OxygenOS 10, which comes pre-loaded on the OnePlus 7T, is a
minor aesthetic bump over version 9, about as much as Android 10 improves
visually over Android 9 Pie. There's dark mode, on which OnePlus builds a whole
bunch of customizations, along with a version of Google's gesture navigation
that, thanks to the 90Hz display, feels much more natural. (It's really no
surprise Google is putting a 90Hz panel on the Pixel 4 — these gestures just
fly on this phone.)
OnePlus says that it addressed a couple of
irritants and added a couple of user-requested features in OxygenOS 10 but
mainly kept things pretty sparse in order to hit the accelerated release
timeline its users want. Namely, there's a new chromatic effect in Reading
Mode, which mutes colors instead of removes them altogether, something I far
prefer when scrolling through long articles.

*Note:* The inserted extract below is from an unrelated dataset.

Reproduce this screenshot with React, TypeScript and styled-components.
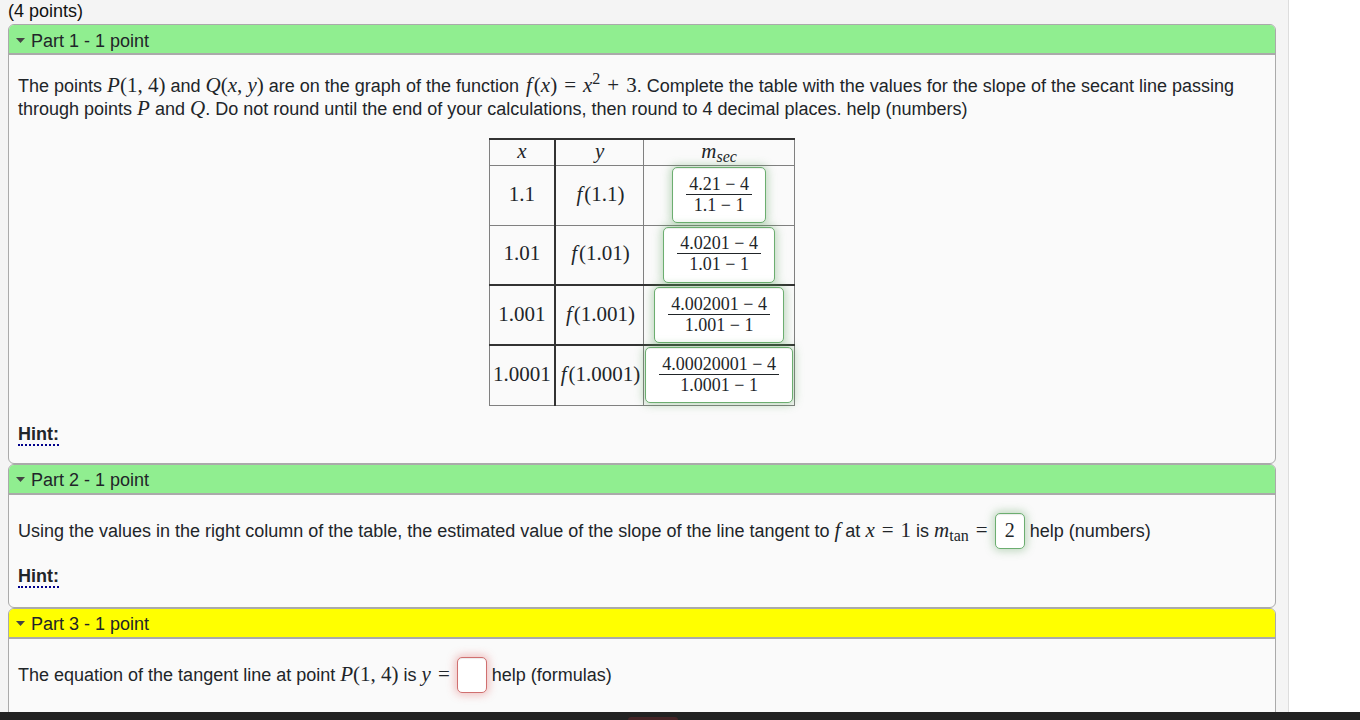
import React, { useState } from "react";
import styled, { createGlobalStyle } from "styled-components";

const Global = createGlobalStyle`
  * { box-sizing: border-box; }
  body {
    margin: 0;
    background: #fff;
    color: #212529;
    font-family: "Liberation Sans", Arial, sans-serif;
    font-size: 18px;
    line-height: 23px;
  }
`;

const Page = styled.div`
  display: flex;
  flex-direction: column;
  height: 100vh;
`;

const Problem = styled.main`
  flex: 1;
  min-height: 0;
  overflow: hidden;
  margin-right: 71px;
  padding: 0 12px 0 8px;
  background: #f4f4f4;
  border-right: 1px solid #ddd;
`;

const Points = styled.p`
  margin: 0;
  height: 24px;
  color: #111;
`;

const Panel = styled.section`
  background: #fafafa;
  border: 1px solid #aaa;
  border-radius: 6px;
  overflow: hidden;
`;

const Heading = styled.h2`
  margin: 0;
  font: inherit;
`;

const Toggle = styled.button<{ $color: string }>`
  display: flex;
  align-items: center;
  gap: 6px;
  width: 100%;
  height: 30px;
  padding: 4px 7px 0;
  border: 0;
  border-bottom: 2px solid #aaa;
  background: ${(p) => p.$color};
  color: inherit;
  font: inherit;
  text-align: left;
  cursor: pointer;
`;

const Arrow = styled.svg<{ $open: boolean }>`
  width: 9px;
  height: 9px;
  fill: #444;
  transform: ${(p) => (p.$open ? "none" : "rotate(-90deg)")};
`;

const Body = styled.div`
  min-height: 112px;
  padding: 18px 9px 16px;
`;

const Paragraph = styled.p`
  margin: 0;
  padding-top: 2px;
`;

const AnswerLine = styled.p`
  display: flex;
  align-items: baseline;
  margin: 0 0 17px;
  height: 36px;
  white-space: pre;
`;

const Link = styled.a`
  color: inherit;
  text-decoration: none;
`;

const Hint = styled.a`
  display: inline-block;
  color: inherit;
  font-weight: bold;
  line-height: 20px;
  vertical-align: top;
  text-decoration: none;
  border-bottom: 2px dotted #00008b;
`;

const MathText = styled.span`
  font-family: "Liberation Serif", "Times New Roman", serif;
  font-size: 21px;
  line-height: 20px;
  white-space: nowrap;
  sub, sup { font-size: 16px; line-height: 0; }
  sub { vertical-align: -4px; }
  sup { vertical-align: 8px; }
`;

const Rel = styled.span`
  margin: 0 7px;
`;

const FuncName = styled.i`
  margin: 0 2px;
`;

const Table = styled.table`
  margin: 17px auto 18px;
  border-collapse: collapse;
  border: 1px solid #808080;
  border-top: 2px solid #333;
  text-align: center;
`;

const Row = styled.tr<{ $dark?: boolean }>`
  height: 60px;
  border-bottom: ${(p) => (p.$dark ? "2px solid #333" : "1px solid #808080")};
`;

const HeadRow = styled(Row)`
  height: 26px;
`;

const Head = styled.th<{ $dark?: boolean }>`
  padding: 0 1px;
  font-weight: normal;
  border-right: ${(p) => (p.$dark ? "2px solid #333" : "1px solid #808080")};
`;

const Cell = styled.td<{ $dark?: boolean }>`
  padding: 1px 3px;
  border-right: ${(p) => (p.$dark ? "2px solid #333" : "1px solid #808080")};
`;

const AnswerCell = styled(Cell)`
  padding: 1px;
  line-height: 20px;
`;

const AnswerBox = styled.span`
  display: inline-flex;
  align-items: center;
  height: 56px;
  padding: 0 13px 2px;
  background: #fff;
  border: 1px solid #6cae70;
  border-radius: 5px;
  box-shadow: inset 0 1px 1px rgba(0, 0, 0, 0.08), 0 0 8px 2px rgba(81, 153, 81, 0.35);
  vertical-align: middle;
`;

const Fraction = styled.span`
  display: flex;
  flex-direction: column;
  font-family: "Liberation Serif", "Times New Roman", serif;
  line-height: 20px;
  white-space: nowrap;
`;

const Numerator = styled.span`
  padding: 0 3px;
  border-bottom: 1px solid #212529;
`;

const Field = styled.input<{ $ok?: boolean }>`
  width: 30px;
  height: 36px;
  margin-right: 5px;
  padding: 0;
  text-align: center;
  font-family: "Liberation Serif", "Times New Roman", serif;
  font-size: 20px;
  color: inherit;
  background: #fff;
  border: 1px solid ${(p) => (p.$ok ? "#6cae70" : "#d07070")};
  border-radius: 5px;
  box-shadow: inset 0 1px 1px rgba(0, 0, 0, 0.08),
    0 0 8px 2px ${(p) => (p.$ok ? "rgba(81, 153, 81, 0.35)" : "rgba(220, 80, 80, 0.35)")};
`;

const Bar = styled.footer`
  display: flex;
  align-items: flex-end;
  flex: none;
  height: 8px;
  padding-left: 628px;
  background: #222;
`;

const BarTab = styled.div`
  width: 50px;
  height: 3px;
  border-radius: 3px 3px 0 0;
  background: #452426;
`;

const rows = [
  { x: "1.1", num: "4.21 − 4", den: "1.1 − 1" },
  { x: "1.01", num: "4.0201 − 4", den: "1.01 − 1" },
  { x: "1.001", num: "4.002001 − 4", den: "1.001 − 1" },
  { x: "1.0001", num: "4.00020001 − 4", den: "1.0001 − 1" },
];

function Part({ title, color, children }: { title: string; color: string; children: React.ReactNode }) {
  const [open, setOpen] = useState(true);
  return (
    <Panel>
      <Heading>
        <Toggle $color={color} aria-expanded={open} onClick={() => setOpen(!open)}>
          <Arrow $open={open} viewBox="0 0 9 9" aria-hidden="true">
            <path d="M0 1h9L4.500 6z" />
          </Arrow>
          {title}
        </Toggle>
      </Heading>
      {open && <Body>{children}</Body>}
    </Panel>
  );
}

export default function App() {
  return (
    <Page>
      <Global />
      <Problem>
        <Points>(4 points)</Points>
        <Part title="Part 1 - 1 point" color="#90ee90">
          <Paragraph>
            The points <MathText><i>P</i>(1, 4)</MathText> and{" "}
            <MathText><i>Q</i>(<i>x</i>, <i>y</i>)</MathText> are on the graph of the function{" "}
            <MathText>
              <FuncName>f</FuncName>(<i>x</i>)<Rel>=</Rel><i>x</i><sup>2</sup><Rel>+</Rel>3
            </MathText>
            . Complete the table with the values for the slope of the secant line passing through points{" "}
            <MathText><i>P</i></MathText> and <MathText><i>Q</i></MathText>. Do not round until the end of
            your calculations, then round to 4 decimal places. <Link href="#numbers">help (numbers)</Link>
          </Paragraph>
          <Table>
            <thead>
              <HeadRow>
                <Head $dark><MathText><i>x</i></MathText></Head>
                <Head><MathText><i>y</i></MathText></Head>
                <Head><MathText><i>m</i><sub><i>sec</i></sub></MathText></Head>
              </HeadRow>
            </thead>
            <tbody>
              {rows.map((r, i) => (
                <Row key={r.x} $dark={i === 1 || i === 2}>
                  <Cell $dark><MathText>{r.x}</MathText></Cell>
                  <Cell><MathText><FuncName>f</FuncName>({r.x})</MathText></Cell>
                  <AnswerCell>
                    <AnswerBox>
                      <Fraction>
                        <Numerator>{r.num}</Numerator>
                        <span>{r.den}</span>
                      </Fraction>
                    </AnswerBox>
                  </AnswerCell>
                </Row>
              ))}
            </tbody>
          </Table>
          <Hint href="#hint-1">Hint:</Hint>
        </Part>
        <Part title="Part 2 - 1 point" color="#90ee90">
          <AnswerLine>
            <span>Using the values in the right column of the table, the estimated value of the slope of the line tangent to </span>
            <MathText><i>f</i></MathText> at <MathText><i>x</i><Rel>=</Rel>1</MathText> is{" "}
            <MathText><i>m</i><sub>tan</sub><Rel>=</Rel></MathText>
            <Field $ok aria-label="Slope of the tangent line" defaultValue="2" />
            <Link href="#numbers">help (numbers)</Link>
          </AnswerLine>
          <Hint href="#hint-2">Hint:</Hint>
        </Part>
        <Part title="Part 3 - 1 point" color="#ffff00">
          <AnswerLine>
            The equation of the tangent line at point <MathText><i>P</i>(1, 4)</MathText> is{" "}
            <MathText><i>y</i><Rel>=</Rel></MathText>
            <Field aria-label="Equation of the tangent line" />
            <Link href="#formulas">help (formulas)</Link>
          </AnswerLine>
        </Part>
      </Problem>
      <Bar>
        <BarTab />
      </Bar>
    </Page>
  );
}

There are also more options for Zen Mode, a feature that debuted
on the 7 Pro earlier this year. Whereas you were previously limited to being
phone-limited for just 20 minutes, now Zen Mode lets you lock yourself out for
20, 30, 40, or 60 minutes. And those periods, once selected, are
non-reversible; you can still answer calls and make emergency ones, but there's
no getting around the limitations, even with a software reboot. It's hard time
for phone addiction implemented in a way that no other company wants to broach,
and it's proven incredibly popular with OnePlus's loyal and fervent fan base.
Elsewhere, this is Android 10, which means increased security
and better privacy, more robust notifications, and a bunch of minor visual
tweaks here and there. I love Android 10; I love OxygenOS. I'm pleased as punch
the 7T has both.
OnePlus 7T Battery life
With
a 3,800mAh battery and a super-efficient 7nm Snapdragon 855+, I didn't expect
to have to worry about the 7T's battery life and on most days I didn't have to.
Most days, the 7T lasted from morning 'til night without needing
a top-up, though a few days the mercury dropped to zero in the early evening,
which may be a result of the pre-release software build I was running (I
received an update a few days before publication and haven't experiened major
battery problems since).
I still resent OnePlus for omitting wireless charging on its
phone, and think it has to, at some point, add it in a future release. I sigh
every time I set the 7T on a nearby wireless charger and see nothing light up.
But there is some solace in the improvements to the company's Warp Charge tech,
aptly here called Warp Charge 30T. Though it uses the same 5V/6A charging brick
as the OnePlus 7 Pro, OnePlus says it's optimized the battery resistance,
allowing for higher full-speed current for longer periods than the 7 Pro.
Specifically,
OnePlus says that the 7T can maintain a 30-watt charge for 14 minutes, six
minutes longer than the 7 Pro. That means the battery can go from dead to full
in 60 minutes using the right cable and charging brick; the phone still
supports regular USB-PD at 18W, which is quite a bit slower but much more
universally available. Pick your poison, but either way, you're recharging
pretty quickly.
I still hate that Warp Charge uses a USB-A to C cable, though,
since it means I still have to carry a separate C to C cable with me for
charging over Power Delivery.
OnePlus
7T One of the best phones released this year
I
haven't mentioned my favorite part of the phone: improved haptics. The 7T
inherits the same great, precise haptics found in the 7 Pro, which eliminated
my single major criticism of previous-year OnePlus releases. (Yes, I'm a
haptics snob. Fight me.)
At $599, the OnePlus 7T is brilliant value. It's got everything
you'd want in a flagship phone (though I know some people will be sore about
its lack of a 12GB/256GB option) and thanks to its tall-and-thin stature, it's
relatively usable in one hand. It's also beautifully designed, super smooth
(with a flat screen!) and has one of the best displays in the business.
The
camera isn't the best out there, but it's more than good enough for most
people's needs, and the versatility more than makes up for any exposure or
white balance issues (both of which can be fixed in post, if necessary). OnePlus
has improved its portrait and night modes, added video capture on all three
lenses along with a very useful macro mode, and tightened its camera app across
the board.
In fact, it's tightened its software experience across the
board. There's very little about this phone that screams budget,
and yet it undercuts every flagship on the market by a significant margin. Its
biggest competitor is maybe the Galaxy S10e or the iPhone 11, but it also
stands very much on its own.
Available October 18 for $599 at OnePlus.com, it's also going to be sold
exclusively at T-Mobile in the U.S., a decision that may disappoint some who
expected Verizon to pick it up at some point (it's unclear right now whether it
unofficially works with Verizon's network).
As part of that bargain, you can expect among the best software
update track record in the business, along with a vibrant community of modders,
hackers, and supporters. I'm increasingly convinced that OnePlus is the Android
manufacturer to beat going forward, and the OnePlus 7T proves that the company
can and will repeat and compound its successes.
I'm hesitant to say the 7T is my favorite phone of 2019 so far,
but there are few that I've enjoyed using more than this one.